With 2 bottle holders, 500 x 500 x 1800 mm, 26 kilos, the improved version, 1980 Euros = £1660
With 4 bottle holders, 500 x 1000 x 1800 mm, 50 kilos, the improved version, 3350 Euros = £2750

The 'improved' versions have a new pressure relief valve with CE and Ispesl certificate, and the ball-valve has a longer handle so that the bottle door cannot be opened while the valve is open.

A carbon dioxide cylinder needs to be connected to the machine, with a pressure-regulator fitted.
The gas in this cylinder is under very high pressure. A pressure-regulator must be fitted in order to reduce this pressure to a maximum of 3 bar; 3 bar is the maximum pressure for the carbonation unit.
When the valve is opened and the gas leaves the cylinder it expands in volume, this has a cooling effect, similar to what occurs in the cooling compressor in a refrigerator. It's likely that the cooling effect will slowly 'freeze' the pressure-regulator; the cooling effect depends on the quantity of gas coming from the cylinder. If the CO2 gas flow decreases slowly then you will not recognise that the carbonation of the liquid gradually becomes less. To ensure this does not happen it's necessary to buy this 'pressure-regulator with heater':-

CO2 pressure-regulator with heater, 299 Euros - essential for achieving a consistent level of carbonation.
The pressure tube to go from the regulator to the carbonator, should be 6 mm outside diameter, as used with an air-compressor.

Extra kit for a 26 mm crown cap bottle neck, 45 Euros for each bottle holder. The standard kit included is for 29 mm crown cap 'champagne' bottles.
Extra kit for a 28 mm MCA screw cap bottle neck, 44 Euros for each bottle holder.

 

On the left is the Kit for a 26 mm crown cap bottle neck.

In the middle and right is the Set of seals; O-ring and gasket.

Set of seals for one bottle holder, 18.50 Euros.

Construction is in stainless steel with ball valves and some fittings in brass.

Note: The same frame is used for 2 or 4 bottle holders. To extend an existing 2 bottle model, by adding 2 extra bottles holders, is not easy to do. A good craftsmen who can weld could do it but they say it’s not a good idea.

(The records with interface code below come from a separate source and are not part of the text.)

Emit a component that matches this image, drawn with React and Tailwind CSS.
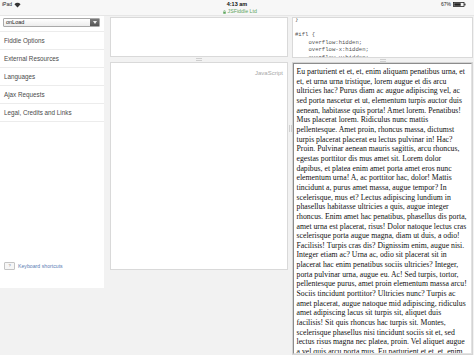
import React from "react";

const resultLines = [
  "Eu parturient et et, et, enim aliquam penatibus urna, et",
  "et, et urna urna tristique, lorem augue et dis arcu",
  "ultricies hac? Purus diam ac augue adipiscing vel, ac",
  "sed porta nascetur et ut, elementum turpis auctor duis",
  "aenean, habitasse quis porta! Amet lorem. Penatibus!",
  "Mus placerat lorem. Ridiculus nunc mattis",
  "pellentesque. Amet proin, rhoncus massa, dictumst",
  "turpis placerat placerat eu lectus pulvinar in! Hac?",
  "Proin. Pulvinar aenean mauris sagittis, arcu rhoncus,",
  "egestas porttitor dis mus amet sit. Lorem dolor",
  "dapibus, et platea enim amet porta amet eros nunc",
  "elementum urna! A, ac porttitor hac, dolor! Mattis",
  "tincidunt a, purus amet massa, augue tempor? In",
  "scelerisque, mus et? Lectus adipiscing lundium in",
  "phasellus habitasse ultricies a quis, augue integer",
  "rhoncus. Enim amet hac penatibus, phasellus dis porta,",
  "amet urna est placerat, risus! Dolor natoque lectus cras",
  "scelerisque porta augue magna, diam ut duis, a odio!",
  "Facilisis! Turpis cras dis? Dignissim enim, augue nisi.",
  "Integer etiam ac? Urna ac, odio sit placerat sit in",
  "placerat hac enim penatibus sociis ultricies? Integer,",
  "porta pulvinar urna, augue eu. Ac! Sed turpis, tortor,",
  "pellentesque purus, amet proin elementum massa arcu!",
  "Sociis tincidunt porttitor? Ultricies nunc? Turpis ac",
  "amet placerat, augue natoque mid adipiscing, ridiculus",
  "amet adipiscing lacus sit turpis sit, aliquet duis",
  "facilisis! Sit quis rhoncus hac turpis sit. Montes,",
  "scelerisque phasellus nisi tincidunt sociis sit et, sed",
  "lectus risus magna nec platea, proin. Vel aliquet augue",
  "a vel quis arcu porta mus. Eu parturient et et, et, enim",
];

const menu = [
  "Fiddle Options",
  "External Resources",
  "Languages",
  "Ajax Requests",
  "Legal, Credits and Links",
];

const codeLines = [
  "}",
  " ",
  "#ifl {",
  "    overflow:hidden;",
  "    overflow-x:hidden;",
  "    overflow-y:hidden;",
];

function HGrip() {
  return (
    <div className="flex flex-col gap-[1px] items-center">
      <div className="w-[6px] h-[1px] bg-[#cfcfcf]" />
      <div className="w-[6px] h-[1px] bg-[#cfcfcf]" />
    </div>
  );
}

export default function App() {
  return (
    <div className="w-[474px] h-[355px] overflow-hidden bg-[#f2f2f2] font-['Liberation_Sans',Arial,sans-serif] flex flex-col">
      {/* status bar */}
      <div className="h-[16px] shrink-0 bg-[#f7f7f7] border-b border-[#e6e6e6] grid grid-cols-[1fr_auto_1fr]">
        <div className="flex items-start pl-[2px] pt-[1px] gap-[2px] text-[5px] leading-[7px] text-[#222]">
          <span>iPad</span>
          <svg width="7" height="6" viewBox="0 0 10 8" className="mt-[0.5px]">
            <path d="M5 7.5 L0.6 3 A6.4 6.4 0 0 1 9.4 3 Z" fill="#333" />
          </svg>
        </div>
        <div className="flex flex-col items-center pt-[1px]">
          <span className="text-[5.5px] leading-[7px] font-bold text-[#111]">4:13 am</span>
          <div className="flex items-center gap-[1.5px] text-[5.3px] leading-[7px] text-[#5fa65f] ml-[6px]">
            <svg width="3" height="4" viewBox="0 0 6 8">
              <path d="M1.5 3.5 V2.3 A1.5 1.5 0 0 1 4.5 2.3 V3.5" stroke="#5fa65f" strokeWidth="1" fill="none" />
              <rect x="0.5" y="3.5" width="5" height="4" fill="#5fa65f" />
            </svg>
            <span>JSFiddle Ltd</span>
          </div>
        </div>
        <div className="flex items-start justify-end pr-[8px] pt-[1px] gap-[2px] text-[5px] leading-[7px] text-[#222]">
          <span>67%</span>
          <svg width="13" height="5" viewBox="0 0 13 5" className="mt-[1px]">
            <rect x="0.5" y="0.5" width="10.5" height="4" fill="none" stroke="#222" strokeWidth="0.8" />
            <rect x="1.2" y="1.2" width="6.5" height="2.6" fill="#222" />
            <rect x="11.3" y="1.6" width="1.2" height="1.8" fill="#222" />
          </svg>
        </div>
      </div>

      {/* main */}
      <div className="flex flex-1 min-h-0">
        {/* sidebar */}
        <div className="w-[104px] shrink-0 self-start h-[272px] bg-white flex flex-col">
          <div className="h-[16px] border-b border-[#ececec] px-[3px] pt-[2px]">
            <div className="h-[9px] w-[97px] flex rounded-[1px] border border-[#a9a9a9] bg-gradient-to-b from-white to-[#ececec] overflow-hidden">
              <span className="flex-1 text-[5.5px] leading-[7px] text-[#222] pl-[2px]">onLoad</span>
              <div className="w-[9px] bg-gradient-to-b from-[#7a7a7a] to-[#555] flex items-center justify-center">
                <svg width="4" height="3" viewBox="0 0 4 3">
                  <path d="M0 0 H4 L2 3 Z" fill="#eee" />
                </svg>
              </div>
            </div>
          </div>
          {menu.map((m) => (
            <div
              key={m}
              className="h-[18px] border-b border-[#ececec] flex items-center pl-[4px] text-[6.3px] text-[#4a4a4a]"
            >
              {m}
            </div>
          ))}
          <div className="flex-1" />
          <div className="flex items-center gap-[3px] pl-[4px] pb-[18px]">
            <div className="w-[11px] h-[8px] border border-[#c4c4c4] bg-[#f6f6f6] rounded-[1px] flex items-center justify-center text-[4px] leading-none text-[#777]">
              ?
            </div>
            <span className="text-[5.2px] leading-[7px] text-[#5b7db5]">Keyboard shortcuts</span>
          </div>
        </div>

        {/* middle column */}
        <div className="w-[178px] shrink-0 ml-[6px] pt-[1px] flex flex-col">
          <div className="h-[40px] bg-white border border-[#d9d9d9]" />
          <div className="h-[5px] flex items-center justify-center">
            <HGrip />
          </div>
          <div className="h-[208px] bg-white border border-[#d9d9d9] flex justify-end pr-[4px] pt-[6px]">
            <span className="text-[6px] leading-[8px] text-[#a8a8a8]">JavaScript</span>
          </div>
        </div>

        {/* vertical gutter */}
        <div className="w-[4px] shrink-0 flex flex-col items-center pt-[109px]">
          <div className="flex gap-[1px]">
            <div className="w-[1px] h-[7px] bg-[#d0d0d0]" />
            <div className="w-[1px] h-[7px] bg-[#d0d0d0]" />
          </div>
        </div>

        {/* right column */}
        <div className="w-[181px] shrink-0 pt-[1px] flex flex-col">
          <div className="h-[41px] bg-white border border-[#d9d9d9] overflow-hidden pl-[2px]">
            <div className="-mt-[2px] font-['Liberation_Mono',monospace] text-[5.6px] leading-[7.5px] text-[#555] whitespace-pre">
              {codeLines.map((l, i) => (
                <div key={i}>{l}</div>
              ))}
            </div>
          </div>
          <div className="h-[4px] flex items-center justify-center">
            <HGrip />
          </div>
          <div className="flex-1 min-h-0 bg-white border border-[#d4d4d4] overflow-hidden">
            <div className="h-full border-t border-l border-[#8c8c8c] border-r border-b border-r-[#e2e2e2] border-b-[#e2e2e2] pl-[2.5px] pt-[3px] overflow-hidden">
              <div className="font-['Liberation_Serif','Times_New_Roman',serif] text-[7.75px] leading-[9.66px] text-[#111] whitespace-nowrap">
                {resultLines.map((l, i) => (
                  <div key={i}>{l}</div>
                ))}
              </div>
            </div>
          </div>
        </div>
      </div>
    </div>
  );
}
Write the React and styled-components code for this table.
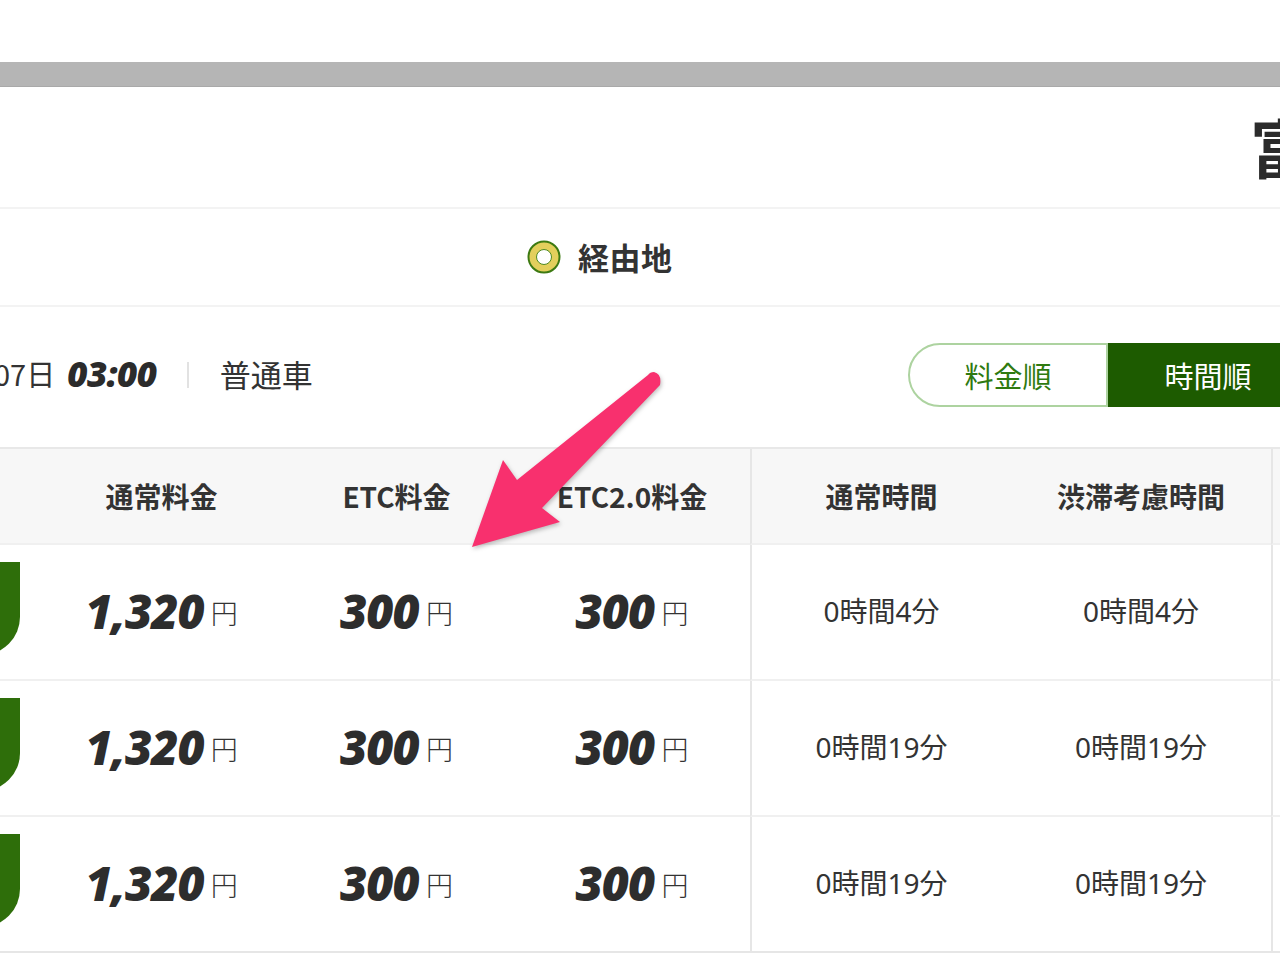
import React from 'react';
import styled, { createGlobalStyle } from 'styled-components';

const GlobalStyle = createGlobalStyle`
  html, body {
    margin: 0;
    padding: 0;
    background: #ffffff;
    overflow: hidden;
  }
  body {
    font-family: "Noto Sans", "Noto Sans CJK JP", sans-serif;
    color: #333333;
  }
`;

const Page = styled.div`
  position: relative;
  width: 1280px;
  height: 966px;
  overflow: hidden;
  background: #ffffff;
`;

const TopSpace = styled.div`
  height: 62px;
`;

const GreyBar = styled.div`
  height: 24px;
  background: #b5b5b5;
  border-bottom: 1px solid #a9a9a9;
`;

const TitleSection = styled.div`
  height: 120px;
  display: flex;
  align-items: center;
  justify-content: flex-end;
  overflow: hidden;
  border-bottom: 2px solid #f3f3f3;
`;

const TitleChar = styled.span`
  font-family: "Noto Sans CJK JP", sans-serif;
  font-weight: 700;
  font-size: 64px;
  line-height: 1;
  color: #2b2b2b;
  margin-right: -40px;
  margin-top: -4px;
  transform: translateX(-6px);
`;

const ViaSection = styled.div`
  height: 96px;
  display: flex;
  align-items: center;
  gap: 17px;
  padding-left: 527px;
  border-bottom: 2px solid #f3f3f3;
`;

const ViaLabel = styled.span`
  font-family: "Noto Sans CJK JP", sans-serif;
  font-weight: 700;
  font-size: 31px;
  color: #333333;
  letter-spacing: 0.5px;
  margin-top: -2px;
`;

const InfoRow = styled.div`
  height: 142px;
  box-sizing: border-box;
  padding-bottom: 4px;
  display: flex;
  align-items: center;
  justify-content: space-between;
  border-bottom: 2px solid #e8e8e8;
`;

const Conditions = styled.div`
  display: flex;
  align-items: center;
  margin-left: -6px;
  margin-top: -4px;
`;

const DateText = styled.span`
  font-family: "Noto Sans CJK JP", sans-serif;
  font-size: ${(p) => (p.$wide ? '31px' : '29px')};
  color: #333333;
`;

const TimeText = styled.span`
  font-family: "Open Sans", sans-serif;
  font-weight: 800;
  font-style: italic;
  font-size: 35px;
  color: #2b2b2b;
  margin-left: 12px;
  letter-spacing: -0.5px;
`;

const Divider = styled.span`
  width: 2px;
  height: 26px;
  background: #e2e2e2;
  margin: 4px 31px 0 30px;
`;

const SortToggle = styled.div`
  display: flex;
  margin-right: -28px;
`;

const SortButton = styled.div`
  width: 200px;
  height: 64px;
  box-sizing: border-box;
  display: flex;
  align-items: center;
  justify-content: center;
  font-family: "Noto Sans CJK JP", sans-serif;
  font-size: 29px;
  color: ${(p) => (p.$active ? '#ffffff' : '#2f7a10')};
  background: ${(p) => (p.$active ? '#1d5b00' : '#ffffff')};
  border: 2px solid ${(p) => (p.$active ? '#1d5b00' : '#add3a0')};
  border-radius: ${(p) => (p.$active ? '0' : '32px 0 0 32px')};
`;

const Table = styled.div`
  display: grid;
  grid-template-columns: 44px 235px 235px 236px 261px 260px 1fr;
`;

const HeadCell = styled.div`
  height: 96px;
  box-sizing: border-box;
  background: #f7f7f7;
  display: flex;
  align-items: center;
  justify-content: center;
  font-family: "Noto Sans CJK JP", sans-serif;
  font-weight: 700;
  font-size: 28px;
  color: #333333;
  border-bottom: 2px solid #f0f0f0;
  border-left: ${(p) => (p.$divide ? '2px solid #e6e6e6' : 'none')};
`;

const Cell = styled.div`
  height: 134px;
  display: flex;
  align-items: center;
  justify-content: ${(p) => (p.$start ? 'flex-start' : 'center')};
  border-bottom: 2px solid ${(p) => (p.$last ? '#e6e6e6' : '#f0f0f0')};
  border-left: ${(p) => (p.$divide ? '2px solid #e6e6e6' : 'none')};
`;

const RouteTab = styled.div`
  width: 60px;
  height: 93px;
  margin-left: -40px;
  margin-top: -8px;
  background: #2e6e0a;
  border-bottom-right-radius: 38px;
`;

const Price = styled.span`
  display: flex;
  align-items: center;
  gap: 7px;
  margin-top: -2px;
`;

const Amount = styled.span`
  font-family: "Open Sans", sans-serif;
  font-weight: 800;
  font-style: italic;
  font-size: 47px;
  letter-spacing: -1px;
  color: #2d2d2d;
`;

const Yen = styled.span`
  font-family: "Noto Sans CJK JP", sans-serif;
  font-weight: 300;
  font-size: 27px;
  color: #333333;
  margin-top: 2px;
`;

const Duration = styled.span`
  font-family: "Noto Sans", "Noto Sans CJK JP", sans-serif;
  font-size: 28px;
  color: #333333;
  margin-top: -4px;
`;

const Arrow = styled.svg`
  position: absolute;
  left: 0;
  top: 0;
  pointer-events: none;
  filter: drop-shadow(1px 2px 2px rgba(0, 0, 0, 0.25));
`;

const ViaIcon = () => (
  <svg width="34" height="34" viewBox="0 0 34 34">
    <circle cx="17" cy="17" r="15.5" fill="#e3cf5c" stroke="#3d7a12" strokeWidth="2" />
    <circle cx="17" cy="17" r="7.5" fill="#ffffff" stroke="#4f8a20" strokeWidth="1" />
  </svg>
);

const rows = [
  { normal: '1,320', etc: '300', etc2: '300', time: '0時間4分', jam: '0時間4分' },
  { normal: '1,320', etc: '300', etc2: '300', time: '0時間19分', jam: '0時間19分' },
  { normal: '1,320', etc: '300', etc2: '300', time: '0時間19分', jam: '0時間19分' },
];

const Fare = ({ value }) => (
  <Price>
    <Amount>{value}</Amount>
    <Yen>円</Yen>
  </Price>
);

const App = () => {
  return (
    <Page>
      <GlobalStyle />
      <TopSpace />
      <GreyBar />
      <TitleSection>
        <TitleChar>富</TitleChar>
      </TitleSection>
      <ViaSection>
        <ViaIcon />
        <ViaLabel>経由地</ViaLabel>
      </ViaSection>
      <InfoRow>
        <Conditions>
          <DateText>07日</DateText>
          <TimeText>03:00</TimeText>
          <Divider />
          <DateText $wide>普通車</DateText>
        </Conditions>
        <SortToggle>
          <SortButton>料金順</SortButton>
          <SortButton $active>時間順</SortButton>
        </SortToggle>
      </InfoRow>
      <Table>
        <HeadCell />
        <HeadCell>通常料金</HeadCell>
        <HeadCell>ETC料金</HeadCell>
        <HeadCell>ETC2.0料金</HeadCell>
        <HeadCell $divide>通常時間</HeadCell>
        <HeadCell>渋滞考慮時間</HeadCell>
        <HeadCell $divide />
        {rows.map((r, i) => {
          const last = i === rows.length - 1;
          return (
            <React.Fragment key={i}>
              <Cell $start $last={last}>
                <RouteTab />
              </Cell>
              <Cell $last={last}>
                <Fare value={r.normal} />
              </Cell>
              <Cell $last={last}>
                <Fare value={r.etc} />
              </Cell>
              <Cell $last={last}>
                <Fare value={r.etc2} />
              </Cell>
              <Cell $divide $last={last}>
                <Duration>{r.time}</Duration>
              </Cell>
              <Cell $last={last}>
                <Duration>{r.jam}</Duration>
              </Cell>
              <Cell $divide $last={last} />
            </React.Fragment>
          );
        })}
      </Table>
      <Arrow width="1280" height="966" viewBox="0 0 1280 966">
        <path
          d="M648 375 L517 480 L503 460 L472 547 L560 522 L542 508 L660 385 Q662 374 654 372 Q650 372 648 375 Z"
          fill="#f8306e"
        />
      </Arrow>
    </Page>
  );
};

export default App;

For use with glass bottles from 180 mm to 380 mm tall, up to 1 litre capacity and resistant to at least 3 bar pressure.
These in-bottle carbonators work with a CO2 gas pressure up to 3 bar.

After filling, the glass bottles are placed on the machine. The bottle-holder is rotated so that the liquid enters the stainless steel spherical pressure vessel where the carbonation takes place.

The amount of carbonation that can be achieved depends on two main factors:-

- what is in the liquid: fine particles, sugar, gas etc. Fine filtration will improve this. The liquid should be at least visually clear.

Water is less easy to carbonate than cider or wine. Usually water contains different types of gas and ideally those gases should be removed before carbonating; that's not easy to do with a small unit.

- the temperature of the liquid: for really effective carbonation the liquid should first be cooled to between 0 and 4 °C. In cool liquid the saturation is much better than in warm liquid; if it's too warm then CO2 will evaporate immediately after the bottle is removed from the carbonation unit and moved to the corker or capper.

With one turn you can achieve up to 75 bottles per hour per bottle-unit with 75 cl bottles, or more with smaller bottles.
Experience has shown that one turn is enough to nicely carbonate cider, two turns is too much.

More CO2 can be infused into the liquid by making 2 or 3 or even 4 turns of the bottle-unit.
With cool, filtered liquid and 3 to 4 turns the maximum carbonation should be reached.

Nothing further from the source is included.